- DATA EXTRACT -
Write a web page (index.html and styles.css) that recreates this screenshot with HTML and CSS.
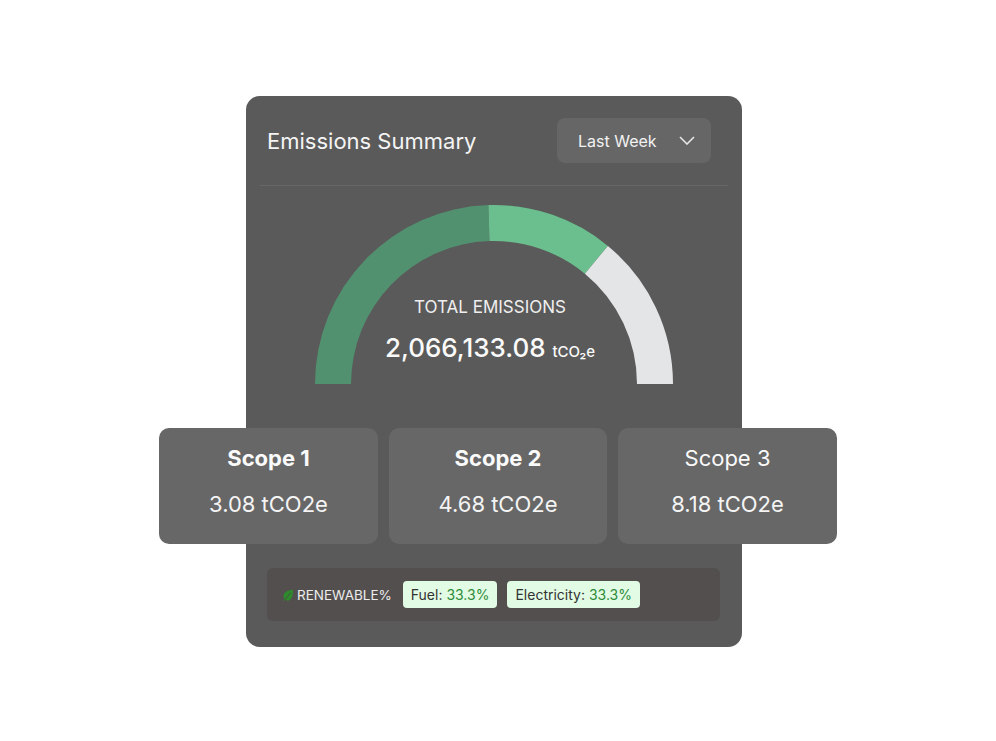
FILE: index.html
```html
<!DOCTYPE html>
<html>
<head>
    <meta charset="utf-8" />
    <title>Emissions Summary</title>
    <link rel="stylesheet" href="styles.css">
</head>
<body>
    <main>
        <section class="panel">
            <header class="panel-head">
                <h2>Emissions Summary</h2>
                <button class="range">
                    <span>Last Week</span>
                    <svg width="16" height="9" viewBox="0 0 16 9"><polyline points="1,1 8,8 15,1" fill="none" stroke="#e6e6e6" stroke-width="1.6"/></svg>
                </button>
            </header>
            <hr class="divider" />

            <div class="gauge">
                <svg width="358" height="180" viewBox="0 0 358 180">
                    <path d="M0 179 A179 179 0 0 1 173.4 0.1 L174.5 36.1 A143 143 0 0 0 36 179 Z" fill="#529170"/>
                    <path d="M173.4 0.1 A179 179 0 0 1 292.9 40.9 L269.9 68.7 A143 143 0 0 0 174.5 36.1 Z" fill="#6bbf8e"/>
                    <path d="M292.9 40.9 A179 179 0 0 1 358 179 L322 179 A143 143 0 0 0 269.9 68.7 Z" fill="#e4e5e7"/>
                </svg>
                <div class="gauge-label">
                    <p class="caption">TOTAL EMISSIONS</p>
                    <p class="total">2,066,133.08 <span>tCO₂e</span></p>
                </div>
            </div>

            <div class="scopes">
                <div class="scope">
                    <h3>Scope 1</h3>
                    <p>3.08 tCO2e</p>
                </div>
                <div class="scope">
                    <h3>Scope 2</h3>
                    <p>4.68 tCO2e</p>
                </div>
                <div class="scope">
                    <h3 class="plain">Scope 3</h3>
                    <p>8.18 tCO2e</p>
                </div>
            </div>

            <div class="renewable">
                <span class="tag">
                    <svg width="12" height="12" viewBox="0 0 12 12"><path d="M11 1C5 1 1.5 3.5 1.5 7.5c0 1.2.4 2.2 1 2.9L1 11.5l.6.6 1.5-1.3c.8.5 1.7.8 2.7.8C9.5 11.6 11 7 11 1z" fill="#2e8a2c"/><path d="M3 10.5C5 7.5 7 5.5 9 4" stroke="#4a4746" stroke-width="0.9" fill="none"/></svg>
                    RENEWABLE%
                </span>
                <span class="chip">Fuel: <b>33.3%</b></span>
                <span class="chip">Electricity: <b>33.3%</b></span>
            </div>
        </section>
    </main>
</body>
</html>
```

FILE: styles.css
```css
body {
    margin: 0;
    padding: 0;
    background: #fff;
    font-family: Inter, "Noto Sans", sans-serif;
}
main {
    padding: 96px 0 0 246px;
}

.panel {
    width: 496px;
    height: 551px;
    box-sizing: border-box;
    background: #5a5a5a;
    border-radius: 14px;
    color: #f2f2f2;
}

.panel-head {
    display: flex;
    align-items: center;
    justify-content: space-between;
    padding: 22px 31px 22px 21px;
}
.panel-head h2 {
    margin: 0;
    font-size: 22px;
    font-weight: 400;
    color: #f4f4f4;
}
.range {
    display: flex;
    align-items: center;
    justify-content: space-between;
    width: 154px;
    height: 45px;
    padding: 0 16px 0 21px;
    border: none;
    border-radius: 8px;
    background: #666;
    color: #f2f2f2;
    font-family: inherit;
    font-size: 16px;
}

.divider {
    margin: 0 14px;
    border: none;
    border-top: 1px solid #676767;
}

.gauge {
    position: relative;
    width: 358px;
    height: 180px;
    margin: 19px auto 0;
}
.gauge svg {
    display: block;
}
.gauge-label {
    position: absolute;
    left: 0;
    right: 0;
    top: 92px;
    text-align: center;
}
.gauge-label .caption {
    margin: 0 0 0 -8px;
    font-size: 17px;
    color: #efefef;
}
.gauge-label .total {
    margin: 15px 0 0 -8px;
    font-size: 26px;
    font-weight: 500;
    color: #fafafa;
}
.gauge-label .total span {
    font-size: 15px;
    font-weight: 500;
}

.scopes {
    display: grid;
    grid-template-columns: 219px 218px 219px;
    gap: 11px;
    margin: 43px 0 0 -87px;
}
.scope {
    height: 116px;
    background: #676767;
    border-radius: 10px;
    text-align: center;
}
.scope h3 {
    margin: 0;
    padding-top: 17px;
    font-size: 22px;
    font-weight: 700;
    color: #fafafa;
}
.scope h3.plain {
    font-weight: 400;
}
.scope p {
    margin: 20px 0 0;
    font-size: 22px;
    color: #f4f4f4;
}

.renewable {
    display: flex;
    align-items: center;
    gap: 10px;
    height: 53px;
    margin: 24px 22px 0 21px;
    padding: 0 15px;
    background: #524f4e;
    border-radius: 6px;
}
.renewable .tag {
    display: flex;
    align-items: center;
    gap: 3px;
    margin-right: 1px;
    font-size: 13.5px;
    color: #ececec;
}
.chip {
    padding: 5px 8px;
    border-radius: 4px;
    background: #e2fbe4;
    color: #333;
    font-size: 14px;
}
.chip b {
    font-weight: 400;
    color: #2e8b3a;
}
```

- WHAT YOU SHOULD DO -
Restate the whole of the material word for word without the pictures.

- OUTPUT FOR THIS TASK -
Write a web page (index.html and styles.css) that recreates this screenshot with HTML and CSS.
FILE: index.html
```html
<!DOCTYPE html>
<html>
<head>
    <meta charset="utf-8" />
    <title>Emissions Summary</title>
    <link rel="stylesheet" href="styles.css">
</head>
<body>
    <main>
        <section class="panel">
            <header class="panel-head">
                <h2>Emissions Summary</h2>
                <button class="range">
                    <span>Last Week</span>
                    <svg width="16" height="9" viewBox="0 0 16 9"><polyline points="1,1 8,8 15,1" fill="none" stroke="#e6e6e6" stroke-width="1.6"/></svg>
                </button>
            </header>
            <hr class="divider" />

            <div class="gauge">
                <svg width="358" height="180" viewBox="0 0 358 180">
                    <path d="M0 179 A179 179 0 0 1 173.4 0.1 L174.5 36.1 A143 143 0 0 0 36 179 Z" fill="#529170"/>
                    <path d="M173.4 0.1 A179 179 0 0 1 292.9 40.9 L269.9 68.7 A143 143 0 0 0 174.5 36.1 Z" fill="#6bbf8e"/>
                    <path d="M292.9 40.9 A179 179 0 0 1 358 179 L322 179 A143 143 0 0 0 269.9 68.7 Z" fill="#e4e5e7"/>
                </svg>
                <div class="gauge-label">
                    <p class="caption">TOTAL EMISSIONS</p>
                    <p class="total">2,066,133.08 <span>tCO₂e</span></p>
                </div>
            </div>

            <div class="scopes">
                <div class="scope">
                    <h3>Scope 1</h3>
                    <p>3.08 tCO2e</p>
                </div>
                <div class="scope">
                    <h3>Scope 2</h3>
                    <p>4.68 tCO2e</p>
                </div>
                <div class="scope">
                    <h3 class="plain">Scope 3</h3>
                    <p>8.18 tCO2e</p>
                </div>
            </div>

            <div class="renewable">
                <span class="tag">
                    <svg width="12" height="12" viewBox="0 0 12 12"><path d="M11 1C5 1 1.5 3.5 1.5 7.5c0 1.2.4 2.2 1 2.9L1 11.5l.6.6 1.5-1.3c.8.5 1.7.8 2.7.8C9.5 11.6 11 7 11 1z" fill="#2e8a2c"/><path d="M3 10.5C5 7.5 7 5.5 9 4" stroke="#4a4746" stroke-width="0.9" fill="none"/></svg>
                    RENEWABLE%
                </span>
                <span class="chip">Fuel: <b>33.3%</b></span>
                <span class="chip">Electricity: <b>33.3%</b></span>
            </div>
        </section>
    </main>
</body>
</html>
```

FILE: styles.css
```css
body {
    margin: 0;
    padding: 0;
    background: #fff;
    font-family: Inter, "Noto Sans", sans-serif;
}
main {
    padding: 96px 0 0 246px;
}

.panel {
    width: 496px;
    height: 551px;
    box-sizing: border-box;
    background: #5a5a5a;
    border-radius: 14px;
    color: #f2f2f2;
}

.panel-head {
    display: flex;
    align-items: center;
    justify-content: space-between;
    padding: 22px 31px 22px 21px;
}
.panel-head h2 {
    margin: 0;
    font-size: 22px;
    font-weight: 400;
    color: #f4f4f4;
}
.range {
    display: flex;
    align-items: center;
    justify-content: space-between;
    width: 154px;
    height: 45px;
    padding: 0 16px 0 21px;
    border: none;
    border-radius: 8px;
    background: #666;
    color: #f2f2f2;
    font-family: inherit;
    font-size: 16px;
}

.divider {
    margin: 0 14px;
    border: none;
    border-top: 1px solid #676767;
}

.gauge {
    position: relative;
    width: 358px;
    height: 180px;
    margin: 19px auto 0;
}
.gauge svg {
    display: block;
}
.gauge-label {
    position: absolute;
    left: 0;
    right: 0;
    top: 92px;
    text-align: center;
}
.gauge-label .caption {
    margin: 0 0 0 -8px;
    font-size: 17px;
    color: #efefef;
}
.gauge-label .total {
    margin: 15px 0 0 -8px;
    font-size: 26px;
    font-weight: 500;
    color: #fafafa;
}
.gauge-label .total span {
    font-size: 15px;
    font-weight: 500;
}

.scopes {
    display: grid;
    grid-template-columns: 219px 218px 219px;
    gap: 11px;
    margin: 43px 0 0 -87px;
}
.scope {
    height: 116px;
    background: #676767;
    border-radius: 10px;
    text-align: center;
}
.scope h3 {
    margin: 0;
    padding-top: 17px;
    font-size: 22px;
    font-weight: 700;
    color: #fafafa;
}
.scope h3.plain {
    font-weight: 400;
}
.scope p {
    margin: 20px 0 0;
    font-size: 22px;
    color: #f4f4f4;
}

.renewable {
    display: flex;
    align-items: center;
    gap: 10px;
    height: 53px;
    margin: 24px 22px 0 21px;
    padding: 0 15px;
    background: #524f4e;
    border-radius: 6px;
}
.renewable .tag {
    display: flex;
    align-items: center;
    gap: 3px;
    margin-right: 1px;
    font-size: 13.5px;
    color: #ececec;
}
.chip {
    padding: 5px 8px;
    border-radius: 4px;
    background: #e2fbe4;
    color: #333;
    font-size: 14px;
}
.chip b {
    font-weight: 400;
    color: #2e8b3a;
}
```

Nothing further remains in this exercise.